Aug. 17th, 2007

mbarker: (Default)
I learned something last night. We have just had 0bon here in Japan. This is the three-day national holiday when by tradition the spirits come back and visit. It is the middle of the hot season, a good time to get out in the countryside and enjoy bon odori (folk dancing), matsuri (festivals) and such.

Last night, Kyoto did their giant burning kanji on the mountainsides. This is one of the celebrations at the end of Obon. We've seen it before, but this year the national television people did a really good digital show. So we were watching that, and they had a priest explaining the meaning of this.

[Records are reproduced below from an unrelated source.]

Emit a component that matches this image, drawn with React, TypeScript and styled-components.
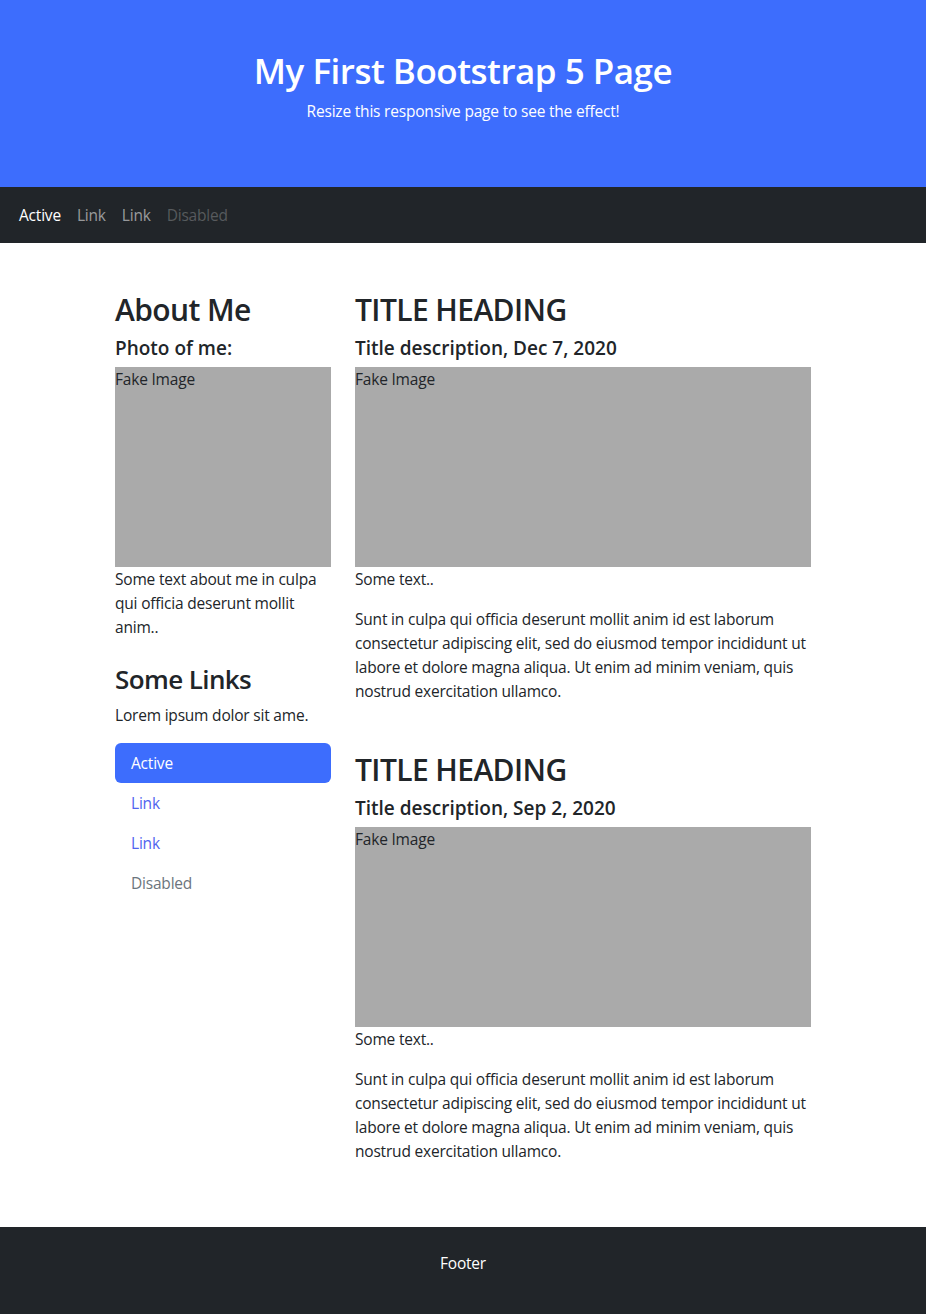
import React from "react";
import styled, { createGlobalStyle } from "styled-components";

const FONT = `"Open Sans", "Noto Sans", "Liberation Sans", sans-serif`;

const GlobalStyle = createGlobalStyle`
  *, *::before, *::after { box-sizing: border-box; }
  body {
    margin: 0;
    font-family: ${FONT};
    font-size: 15.5px;
    letter-spacing: -0.2px;
    line-height: 24px;
    color: #212529;
    background: #fff;
  }
`;

const Hero = styled.header`
  background: #3d6dfd;
  color: #fff;
  text-align: center;
  padding: 47px 48px 50px;
`;

const HeroTitle = styled.h1`
  margin: 0 0 4px;
  font-size: 35px;
  font-weight: 600;
  letter-spacing: -0.5px;
  line-height: 48px;
`;

const HeroText = styled.p`
  margin: 0 0 14px;
`;

const NavBar = styled.nav`
  background: #212529;
  height: 56px;
  display: flex;
  align-items: center;
  padding: 0 11px;
`;

const NavLink = styled.a<{ $state?: "active" | "disabled" }>`
  padding: 8px 8px;
  color: ${(p) =>
    p.$state === "active"
      ? "#fff"
      : p.$state === "disabled"
      ? "rgba(255,255,255,0.25)"
      : "rgba(255,255,255,0.55)"};
  text-decoration: none;
`;

const Container = styled.main`
  width: 720px;
  margin: 48px auto 0;
  padding: 0 12px;
  display: grid;
  grid-template-columns: 216px 456px;
  column-gap: 24px;
`;

const Column = styled.div`
  display: flex;
  flex-direction: column;
`;

const H2 = styled.h2<{ $mt?: number }>`
  margin: ${(p) => p.$mt ?? 0}px 0 7px;
  font-size: 30px;
  font-weight: 600;
  letter-spacing: -0.6px;
  line-height: 38px;
`;

const H3 = styled.h3`
  margin: 7px 0 7px;
  font-size: 26px;
  font-weight: 600;
  letter-spacing: -0.6px;
  line-height: 34px;
`;

const H5 = styled.h5`
  margin: 0 0 7px;
  font-size: 19px;
  font-weight: 600;
  letter-spacing: 0;
  line-height: 24px;
`;

const FakeImg = styled.div`
  height: 200px;
  background: #aaa;
`;

const P = styled.p`
  margin: 0 0 16px;
`;

const Pills = styled.ul`
  list-style: none;
  margin: 0;
  padding: 0;
  display: flex;
  flex-direction: column;
`;

const Pill = styled.a<{ $state?: "active" | "disabled" }>`
  display: block;
  padding: 8px 16px;
  border-radius: 6px;
  text-decoration: none;
  background: ${(p) => (p.$state === "active" ? "#3d6dfd" : "transparent")};
  color: ${(p) =>
    p.$state === "active" ? "#fff" : p.$state === "disabled" ? "#6c757d" : "#5164ef"};
`;

const Footer = styled.footer`
  margin-top: 48px;
  padding: 24px;
  background: #212529;
  color: #fff;
  text-align: center;
  & > p { margin: 0 0 16px; }
`;

const posts = [
  { date: "Dec 7, 2020", mt: 0 },
  { date: "Sep 2, 2020", mt: 32 },
];

export default function App() {
  return (
    <>
      <GlobalStyle />
      <Hero>
        <HeroTitle>My First Bootstrap 5 Page</HeroTitle>
        <HeroText>Resize this responsive page to see the effect!</HeroText>
      </Hero>
      <NavBar>
        <NavLink $state="active" href="#">Active</NavLink>
        <NavLink href="#">Link</NavLink>
        <NavLink href="#">Link</NavLink>
        <NavLink $state="disabled">Disabled</NavLink>
      </NavBar>
      <Container>
        <Column>
          <H2>About Me</H2>
          <H5>Photo of me:</H5>
          <FakeImg>Fake Image</FakeImg>
          <P>Some text about me in culpa qui officia deserunt mollit anim..</P>
          <H3>Some Links</H3>
          <P>Lorem ipsum dolor sit ame.</P>
          <Pills>
            <li><Pill $state="active" href="#">Active</Pill></li>
            <li><Pill href="#">Link</Pill></li>
            <li><Pill href="#">Link</Pill></li>
            <li><Pill $state="disabled">Disabled</Pill></li>
          </Pills>
        </Column>
        <Column>
          {posts.map((post) => (
            <React.Fragment key={post.date}>
              <H2 $mt={post.mt}>TITLE HEADING</H2>
              <H5>Title description, {post.date}</H5>
              <FakeImg>Fake Image</FakeImg>
              <P>Some text..</P>
              <P>
                Sunt in culpa qui officia deserunt mollit anim id est laborum consectetur
                adipiscing elit, sed do eiusmod tempor incididunt ut labore et dolore magna
                aliqua. Ut enim ad minim veniam, quis nostrud exercitation ullamco.
              </P>
            </React.Fragment>
          ))}
        </Column>
      </Container>
      <Footer>
        <p>Footer</p>
      </Footer>
    </>
  );
}
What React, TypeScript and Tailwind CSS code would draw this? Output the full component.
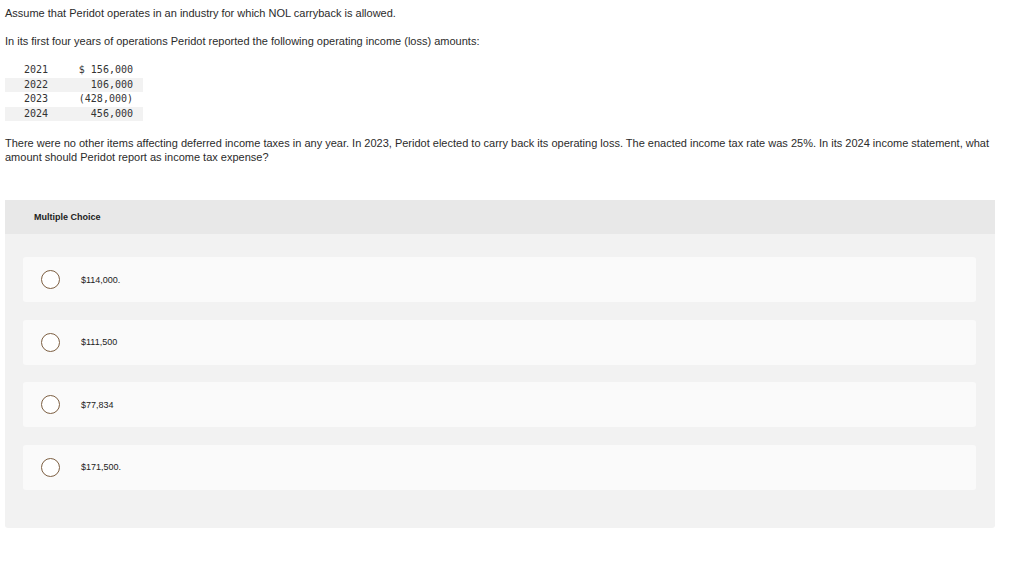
const rows = [
  { year: "2021", amount: "$ 156,000", shaded: false },
  { year: "2022", amount: "106,000", shaded: true },
  { year: "2023", amount: "(428,000)", shaded: false },
  { year: "2024", amount: "456,000", shaded: true },
];

const choices = ["$114,000.", "$111,500", "$77,834", "$171,500."];

const Choice: React.FC<{ label: string }> = ({ label }) => (
  <div className="flex items-center h-[45px] pl-[18px] bg-[#fafafa] rounded-[3px]">
    <span className="w-[19px] h-[19px] rounded-full border border-[#7d5f42] bg-white shrink-0" />
    <span className="ml-[21px] text-[9px] text-[#222]">{label}</span>
  </div>
);

export default function App() {
  return (
    <div className="w-[1024px] h-[568px] bg-white px-[5px] pt-[6px] text-[#2b2b2b] font-['Liberation_Sans',Arial,sans-serif] text-[11px] leading-[14px]">
      <p>Assume that Peridot operates in an industry for which NOL carryback is allowed.</p>
      <p className="mt-[14px]">
        In its first four years of operations Peridot reported the following operating income (loss) amounts:
      </p>
      <table className="mt-[15px] w-[138px] border-collapse font-['DejaVu_Sans_Mono',monospace] text-[10px] text-[#333]">
        <tbody>
          {rows.map((r) => (
            <tr key={r.year} className={r.shaded ? "bg-[#f2f2f2]" : ""}>
              <td className="h-[14.5px] w-[57px] pl-[19px] p-0 leading-[14.5px]">{r.year}</td>
              <td className="h-[14.5px] pr-[10px] text-right leading-[14.5px]">{r.amount}</td>
            </tr>
          ))}
        </tbody>
      </table>
      <p className="mt-[15px] pr-[25px]">
        There were no other items affecting deferred income taxes in any year. In 2023, Peridot elected to carry back
        its operating loss. The enacted income tax rate was 25%. In its 2024 income statement, what amount should
        Peridot report as income tax expense?
      </p>
      <section className="mt-[36px] w-[990px] bg-[#f2f2f2] rounded-b-[3px]">
        <div className="h-[34px] flex items-center pl-[29px] bg-[#e8e8e8] text-[9px] font-semibold text-[#222]">
          Multiple Choice
        </div>
        <div className="flex flex-col gap-[17.5px] pl-[18px] pr-[19px] pt-[23px] pb-[38px]">
          {choices.map((c) => (
            <Choice key={c} label={c} />
          ))}
        </div>
      </section>
    </div>
  );
}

The kanji, incidentally, are created by lines of bonfires which are made of sticks with names and poems and well-wishes written on them by people who have contributed them. (in most cases - there are about five of these giant kanji on the hillsides around Kyoto) The task of laying out the wood and setting the fires using flames from a central prayed over fire are carried out by traditional families, who raise their kids to do this. One of the kanji has iron fire-holders which have large bundles of faggots that are started in a firepit, then run up to the fireholder and set onto the spike in the center, but that's a refinement - most of them are just lines of bonfires. Oh, and one kanji is in trouble, because the families that do the fires are dying out. This year it only had 18 people to handle the fires for that kanji, and one of them had flown back from Spain just for this! Sounds like it is time to figure out a different method of getting acolytes than simple inheritance.

Anyway, back to the meaning - it turns out that the kanji are intended to help guide the spirits back to the spirit world. It's more than just good clean fun at the end of the holiday, it has a strong intent. Apparently spirits who have been visiting might get lost on the way back, so this helps to guide them. It's an interesting concept that the visiting spirits need someone to point them back at the spirit world.

I wonder what happens if they get lost on the way back?
mbarker: (Default)
(This is Wednesday's posting - I wanted to sit on it overnight to make sure I really meant it.)

Mitsuko and I spent four of the worst hours I think we've had recently today. See, Saturday we had taken ourselves over to Softbank, one of the local cell phone dealers, and spent about two hours looking at models and plans and such. Of course, we picked models that they didn't have in stock - despite this being the dealer's own store, where I would expect the stock to be somewhat broader. In fact, we were there because our first foray into a stand in a local electronics shop had ended with questions that the very attentive people couldn't answer, but they were sure that the dealer's own store would know. So we went over, and they were somewhat more knowledgeable. At least we picked models and colors, and they said they would expedite things.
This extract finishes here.